Year after year the internet becomes a more predominant medium for marketing.

This year we saw the worldwide advertising spend on the internet surpass all other mediums and is now quickly becoming crowded and highly competitive.

Over the past 2-3 years costs for pay-per-click advertising (PPC) have more than doubled in most markets as the competition hots up for the popular keywords and phrases across all sectors.

The difference between a number 1 organic ranking and a number 10 ranking on Google can mean the difference between 60% of total search traffic for a particular keyword or phrase right down to 1%.  This variance in the volume of visitors to your website based on your ranking could mean the difference of hundreds or even thousands of leads to your business every year.

Whether your website traffic comes via PPC advertising, banner ads, links, search engines or a raft of other channels, the challenge facing all businesses marketing on the internet is to convert as much of this traffic as possible. Conversion is the single most important internet marketing metric. Expressed as a percentage, it is defined as the ability of your website or blog to make visitors to your site take a predetermined action.

Facilitating this "call to action" should be the focus of your internet marketing efforts. If we use the example of a Business Consultant, a call to action may be encouraging a visitor to fill in their name and email address into a form on your website in return for a free 2 hour consultation. If you have a 100 people visit your site and you get 10 people to fill in the form, then you have a conversion rate of 10%. Simply achieving an increase in your conversion rate can mean an increased ROI without any additional spend.
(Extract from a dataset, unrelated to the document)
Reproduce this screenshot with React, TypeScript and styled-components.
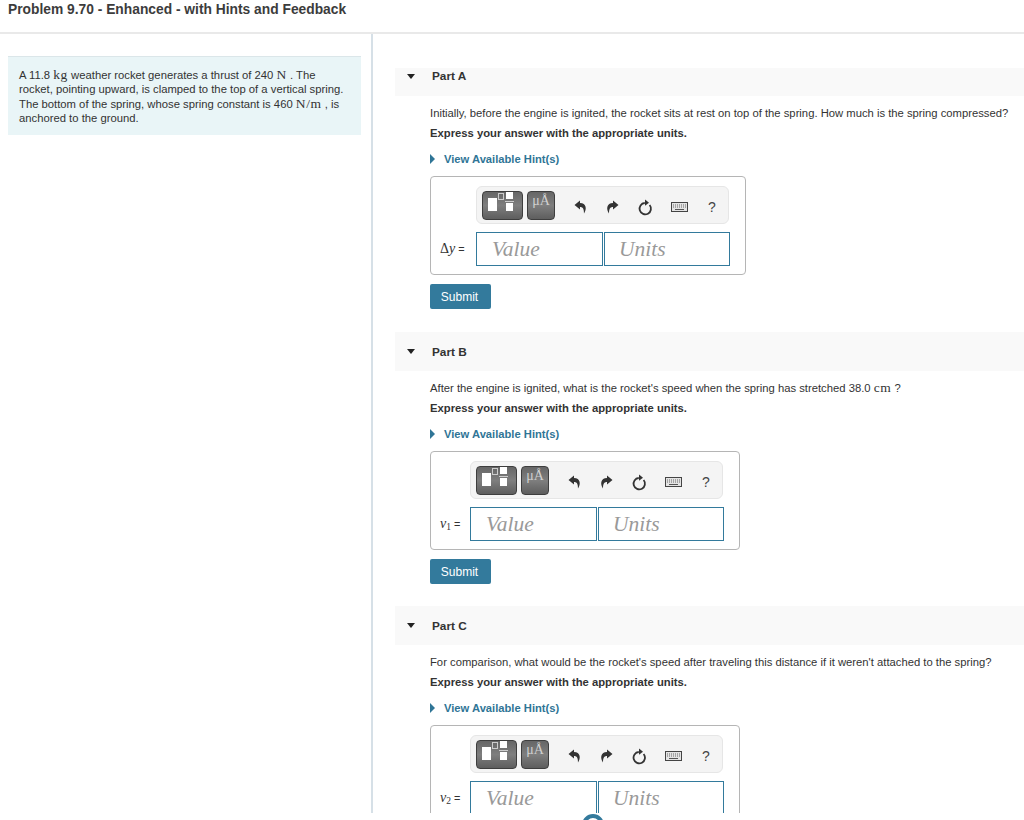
import React from "react";
import styled, { createGlobalStyle } from "styled-components";

const Global = createGlobalStyle`
  html, body { margin: 0; padding: 0; background: #fff; }
  body { font-family: "Liberation Sans", Arial, sans-serif; color: #333; }
`;

const Page = styled.div`
  position: relative;
  width: 1024px;
  height: 820px;
  overflow: hidden;
`;
const Header = styled.header`
  height: 32px;
  box-sizing: content-box;
  border-bottom: 2px solid #e9e9e9;
`;
const Title = styled.h1`
  margin: 0;
  padding: 1px 0 0 8px;
  font-size: 13.8px;
  line-height: 17px;
  font-weight: 700;
  color: #3c3c3c;
`;
const Body = styled.div`
  display: flex;
  height: 779px;
  overflow: hidden;
`;
const Aside = styled.aside`
  width: 373px;
  flex: none;
  box-sizing: border-box;
  padding: 22px 10px 0 8px;
  border-right: 2px solid #d6e0e7;
`;
const Statement = styled.div`
  box-sizing: border-box;
  height: 79px;
  padding: 11px 11px 0;
  background: #e9f5f7;
  border-top: 1px solid #dbe6e9;
  font-size: 11.27px;
  line-height: 14.4px;
  color: #333;
`;
const Mathy = styled.span`
  font-family: "Liberation Serif", serif;
  font-size: 13.5px;
  letter-spacing: 0.6px;
`;
const Main = styled.main`
  flex: 1;
  min-width: 0;
  padding: 34px 0 0 22px;
`;
const PartHeader = styled.div<{ $h: number; $mt: number; $pb: number }>`
  display: flex;
  align-items: center;
  gap: 17px;
  height: ${(p) => p.$h}px;
  margin-top: ${(p) => p.$mt}px;
  padding: 0 0 ${(p) => p.$pb}px 12px;
  box-sizing: border-box;
  background: #f9f9f9;
`;
const PartCaret = styled.span`
  width: 0;
  height: 0;
  border-left: 4.5px solid transparent;
  border-right: 4.5px solid transparent;
  border-top: 5px solid #222;
`;
const PartTitle = styled.span`
  font-size: 11.8px;
  font-weight: 700;
  color: #333;
`;
const Content = styled.div`
  padding-left: 35px;
`;
const Question = styled.p`
  margin: 9px 0 0;
  font-size: 11.25px;
  line-height: 16px;
  white-space: nowrap;
`;
const Instruction = styled.p`
  margin: 4px 0 0;
  font-size: 11.25px;
  line-height: 16px;
  font-weight: 700;
`;
const HintRow = styled.div`
  display: flex;
  align-items: center;
  gap: 9px;
  margin-top: 10px;
  height: 16px;
  font-size: 11.2px;
  font-weight: 700;
  color: #2f7596;
`;
const HintCaret = styled.span`
  width: 0;
  height: 0;
  border-top: 5px solid transparent;
  border-bottom: 5px solid transparent;
  border-left: 5px solid #2f7596;
`;
const Widget = styled.div`
  display: inline-grid;
  grid-template-columns: auto auto;
  column-gap: 8px;
  row-gap: 8px;
  box-sizing: border-box;
  margin-top: 9px;
  padding: 9px 15px 8px 9px;
  border: 1px solid #b5b5b5;
  border-radius: 4px;
  vertical-align: top;
`;
const Toolbar = styled.div`
  grid-column: 2;
  display: flex;
  align-items: center;
  box-sizing: border-box;
  height: 38px;
  width: 253px;
  padding: 0 0 0 5px;
  background: #f4f4f4;
  border: 1px solid #e6e6e6;
  border-radius: 6px;
`;
const ToolButton = styled.span<{ $w: number }>`
  display: flex;
  justify-content: center;
  box-sizing: border-box;
  width: ${(p) => p.$w}px;
  height: 29px;
  margin-right: 4px;
  border: 1px solid #3e3e3e;
  border-radius: 4px;
  background: linear-gradient(#666, #7e7e7e 50%, #5e5e5e);
`;
const MuText = styled.span`
  font-family: "Liberation Serif", serif;
  font-size: 14px;
  line-height: 17px;
  color: #d0d0d0;
`;
const Icons = styled.div`
  display: flex;
  flex: 1;
  align-items: center;
  justify-content: space-between;
  padding: 4px 11px 0 15px;
`;
const Help = styled.span`
  width: 10px;
  text-align: center;
  font-size: 14px;
  color: #444;
`;
const VarLabel = styled.div<{ $w: number }>`
  width: ${(p) => p.$w}px;
  align-self: center;
  font-size: 10.9px;
  white-space: nowrap;
  color: #333;
`;
const VarName = styled.span`
  font-family: "Liberation Serif", serif;
  font-size: 14px;
  font-style: italic;
`;
const Delta = styled.span`
  font-family: "Liberation Serif", serif;
  font-size: 14px;
`;
const Sub = styled.span`
  font-family: "Liberation Serif", serif;
  font-size: 9.5px;
  position: relative;
  top: 2px;
  margin-right: 3px;
`;
const Inputs = styled.div`
  display: flex;
  gap: 1px;
`;
const Field = styled.div<{ $w: number; $pl: number }>`
  box-sizing: border-box;
  width: ${(p) => p.$w}px;
  height: 34px;
  padding-left: ${(p) => p.$pl}px;
  border: 1px solid #337a9c;
  font-family: "Liberation Serif", serif;
  font-style: italic;
  font-size: 21.5px;
  line-height: 32px;
  color: #999;
`;
const Submit = styled.button`
  display: block;
  width: 61px;
  height: 25px;
  margin-top: 9px;
  padding: 0 2px 0 0;
  border: none;
  border-radius: 2px;
  background: #337a9c;
  color: #fff;
  font-family: inherit;
  font-size: 12px;
`;
const Spinner = styled.div`
  position: absolute;
  left: 582px;
  top: 814px;
  box-sizing: border-box;
  width: 22px;
  height: 22px;
  border: 4px solid #337a9c;
  border-radius: 50%;
`;

const TemplateGlyph = () => (
  <svg width="39" height="27" viewBox="0 0 39 27">
    <rect x="5" y="6" width="9" height="13" fill="#fff" />
    <rect x="15.5" y="1.5" width="5" height="6" fill="none" stroke="#ccc" />
    <rect x="23" y="0" width="7" height="7" fill="#fff" />
    <rect x="22" y="9" width="9" height="1" fill="#ccc" />
    <rect x="23" y="11" width="7" height="8" fill="#fff" />
  </svg>
);
const Undo = () => (
  <svg width="13" height="14" viewBox="0 0 13 14">
    <path d="M6 0.5 L0.5 5 L6 9.5 V7 C9 7 10 9 10 13.5 C13 9 12.5 3.2 6 3 Z" fill="#333" />
  </svg>
);
const Redo = () => (
  <svg width="13" height="14" viewBox="0 0 13 14">
    <path d="M7 0.5 L12.5 5 L7 9.5 V7 C4 7 3 9 3 13.5 C0 9 0.5 3.2 7 3 Z" fill="#333" />
  </svg>
);
const Reset = () => (
  <svg width="15" height="17" viewBox="0 0 15 17">
    <path d="M11.6 6 A5.7 5.7 0 1 1 6.8 4" fill="none" stroke="#333" strokeWidth="1.8" />
    <path d="M7 0.6 L11 3.8 L7 6.8 Z" fill="#333" />
  </svg>
);
const Keyboard = () => (
  <svg width="17" height="10" viewBox="0 0 17 10">
    <rect x="0.5" y="0.5" width="16" height="9" fill="#e4e4e4" stroke="#444" />
    <path d="M2 3h13M2 5h13" stroke="#666" strokeDasharray="1 1" />
    <path d="M4 7.5h9" stroke="#555" />
  </svg>
);

type PartProps = {
  name: string;
  h: number;
  mt: number;
  pb?: number;
  question: React.ReactNode;
  label: React.ReactNode;
  labelW: number;
  last?: boolean;
};

const Part = ({ name, h, mt, pb = 0, question, label, labelW, last }: PartProps) => (
  <section>
    <PartHeader $h={h} $mt={mt} $pb={pb}>
      <PartCaret />
      <PartTitle>{name}</PartTitle>
    </PartHeader>
    <Content>
      <Question>{question}</Question>
      <Instruction>Express your answer with the appropriate units.</Instruction>
      <HintRow>
        <HintCaret />
        View Available Hint(s)
      </HintRow>
      <Widget>
        <Toolbar>
          <ToolButton $w={41}>
            <TemplateGlyph />
          </ToolButton>
          <ToolButton $w={28}>
            <MuText>μÅ</MuText>
          </ToolButton>
          <Icons>
            <Undo />
            <Redo />
            <Reset />
            <Keyboard />
            <Help>?</Help>
          </Icons>
        </Toolbar>
        <VarLabel $w={labelW}>{label}</VarLabel>
        <Inputs>
          <Field $w={127} $pl={15}>Value</Field>
          <Field $w={126} $pl={14}>Units</Field>
        </Inputs>
      </Widget>
      {!last && <Submit>Submit</Submit>}
    </Content>
  </section>
);

export default function App() {
  return (
    <Page>
      <Global />
      <Header>
        <Title>Problem 9.70 - Enhanced - with Hints and Feedback</Title>
      </Header>
      <Body>
        <Aside>
          <Statement>
            A 11.8 <Mathy>kg</Mathy> weather rocket generates a thrust of 240 <Mathy>N</Mathy> . The
            <br />
            rocket, pointing upward, is clamped to the top of a vertical spring.
            <br />
            The bottom of the spring, whose spring constant is 460 <Mathy>N/m</Mathy> , is
            <br />
            anchored to the ground.
          </Statement>
        </Aside>
        <Main>
          <Part
            name="Part A"
            h={28}
            mt={0}
            pb={12}
            question="Initially, before the engine is ignited, the rocket sits at rest on top of the spring. How much is the spring compressed?"
            label={<><Delta>Δ</Delta><VarName>y</VarName> =</>}
            labelW={28}
          />
          <Part
            name="Part B"
            h={39}
            mt={23}
            question={<>After the engine is ignited, what is the rocket's speed when the spring has stretched 38.0 <Mathy>cm</Mathy> ?</>}
            label={<><VarName>v</VarName><Sub>1</Sub>=</>}
            labelW={22}
          />
          <Part
            name="Part C"
            h={39}
            mt={22}
            question="For comparison, what would be the rocket's speed after traveling this distance if it weren't attached to the spring?"
            label={<><VarName>v</VarName><Sub>2</Sub>=</>}
            labelW={22}
            last
          />
        </Main>
      </Body>
      <Spinner />
    </Page>
  );
}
As the competition increases, the challenge is to remain competitive by at least maintaining your conversion rate or examining ways to increase it. If we look at your website/blog in isolation for a moment, you can easily work out your cost per lead based by adding all your total costs for running and maintaining the site plus any costs involved in your offer (such as your opportunity cost for a free 2 hour consultation or the premium on your giveaway), and divide this by the total number of leads.

Higher conversion rates (leaving all things constant) will result in lower cost per lead; the lower the cost per lead the greater the profit and the higher the return.